Carissimi lettori, oggi vorrei condividere con voi una giornata speciale per la Romania: il Martisor. Ho potuto di persona constatare la bellezza e la gioia di questa festività che non ha nessuno scopo di lucro ma solamente il buon auspicio per una primavera fortunata.
Per i romeni il primo giorno di marzo è il sinonimo della festa del martisor (diminutivo di “martie”- marzo). Il martisor (che in italiano si pronuncia marzishor), simbolo della primavera, si confeziona con dei fili bianchi e rossi, di cotone o setta, intrecciati in un cordoncino che si lega a forma di otto. A questo cordoncino si appende un ciondolo portafortuna, notevole perché può assumere le più diverse forme simboliche (un tempo monetine doro o dargento, ma anche fili di erba, germogli o fiori; oggi fiori, animaletti, cuoricini, eccetera).
Nei tempi antichi, il primo marzo era l´inizio di un anno nuovo, un momento in cui la gente aveva bisogno di proteggersi dagli spiriti maligni. Più tardi, si appese ai fili una moneta d’oro o un medaglione, con una funzione protettiva. In diversi scavi archeologici della Romania sono stati ritrovati dei martisor datati più di 6000 anni fa. Sotto forma di piccoli sassolini di torrente, verniciati di bianco e rosso, si portavano intorno al collo appesi a un filo.
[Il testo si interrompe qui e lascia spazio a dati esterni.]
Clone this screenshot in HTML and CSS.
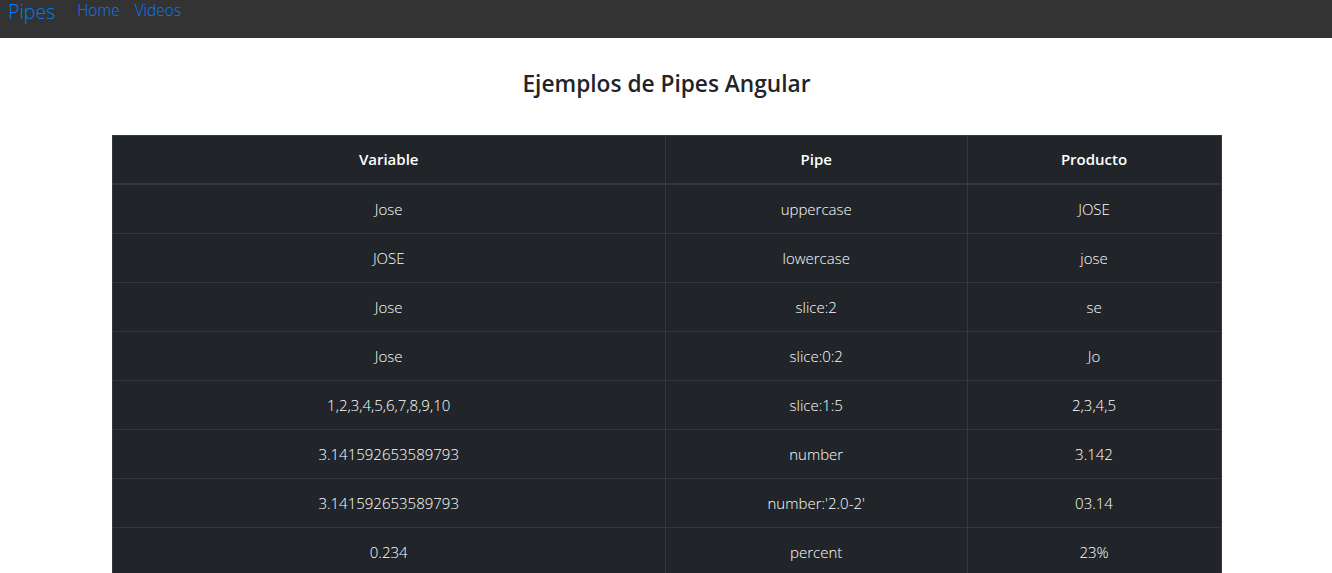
FILE: index.html
```html
<!DOCTYPE html>
<html lang="es">
<head>
  <meta charset="UTF-8" />
  <meta name="viewport" content="width=device-width, initial-scale=1" />
  <title>Pipes</title>
  <link rel="stylesheet" href="styles.css">
</head>
<body>
  <nav class="navbar">
    <a class="brand" href="#">Pipes</a>
    <a class="nav-link" href="#">Home</a>
    <a class="nav-link" href="#">Videos</a>
  </nav>

  <main class="container">
    <h3 class="title">Ejemplos de Pipes Angular</h3>

    <table class="table">
      <colgroup>
        <col class="col-var">
        <col class="col-pipe">
        <col class="col-prod">
      </colgroup>
      <thead>
        <tr>
          <th>Variable</th>
          <th>Pipe</th>
          <th>Producto</th>
        </tr>
      </thead>
      <tbody>
        <tr><td>Jose</td><td>uppercase</td><td>JOSE</td></tr>
        <tr><td>JOSE</td><td>lowercase</td><td>jose</td></tr>
        <tr><td>Jose</td><td>slice:2</td><td>se</td></tr>
        <tr><td>Jose</td><td>slice:0:2</td><td>Jo</td></tr>
        <tr><td>1,2,3,4,5,6,7,8,9,10</td><td>slice:1:5</td><td>2,3,4,5</td></tr>
        <tr><td>3.141592653589793</td><td>number</td><td>3.142</td></tr>
        <tr><td>3.141592653589793</td><td>number:'2.0-2'</td><td>03.14</td></tr>
        <tr><td>0.234</td><td>percent</td><td>23%</td></tr>
      </tbody>
    </table>
  </main>
</body>
</html>
```

FILE: styles.css
```css
body {
  margin: 0;
  font-family: "Open Sans", "Noto Sans", sans-serif;
  font-weight: 300;
  font-size: 15px;
  line-height: 1.5;
  color: #212529;
  background-color: #fff;
}

a { text-decoration: none; }

/* ---------- navbar ---------- */
.navbar {
  display: flex;
  align-items: flex-start;
  height: 38px;
  padding: 0 8px;
  background-color: #333;
}
.brand {
  color: #007bff;
  font-size: 19.5px;
  line-height: 24px;
  margin-right: 22px;
}
.nav-link {
  color: #007bff;
  font-size: 15.5px;
  line-height: 20px;
  margin-right: 15px;
}

/* ---------- content ---------- */
.container {
  max-width: 1110px;
  margin: 0 auto;
  padding: 0 15px 0 16px;
}

.title {
  margin: 0;
  padding: 28px 0 33px;
  text-align: center;
  font-size: 22.7px;
  font-weight: 600;
  line-height: 36px;
}

.table {
  width: 100%;
  border-collapse: collapse;
  background-color: #212529;
  color: #fff;
  text-align: center;
}
.col-var  { width: 49.9%; }
.col-pipe { width: 27.2%; }
.col-prod { width: 22.9%; }

.table th,
.table td {
  padding: 12px;
  line-height: 24px;
  border: 1px solid #32383e;
}
.table th {
  padding-top: 11px;
  font-weight: 600;
  font-size: 15px;
  border-bottom-width: 2px;
}
```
Inoltre, il primo non è solo la festa del martisor, ma anche di Dochia, un’antica divinità che muore il primo e rivive il 9 marzo (l’equinozio di primavera nel vecchio calendario popolare). Dochia ricorda la Grande madre Terra e può essere associata con Diana e Giunone dei Romani e con Era e Artemide dei Greci.
La leggenda dice che la vecchia Dochia fosse una cattiva suocera, che il primo giorno di marzo mandò sua nuora in montagna a raccogliere fragole. Per strada, la ragazza incontrò un vecchio che le diede un mucchio di fragole. Nel vedere i frutti, la vecchia Dochia credette che fosse arrivata la primavera. Così indossò le sue nove pellicce (dodici in Moldavia e Bucovina), prese le pecore e andò sulla montagna. Il tempo tiepido le fece togliere le pellicce, una ad una. Ma il freddo e la pioggia arrivarono d’improvviso e la vecchia, insieme alle sue pecore, fu trasformata in ghiaccio, che divenne poi roccia. Così si sarebbe formata la roccia chiamata Babele (le Vecchie) delle montagne Bucegi. La tradizione dice che la vecchia Dochia, che scuote le sue pellicce piene di pioggia o neve, sia tuttora responsabile del tempo pazzerello dell’inizio di marzo.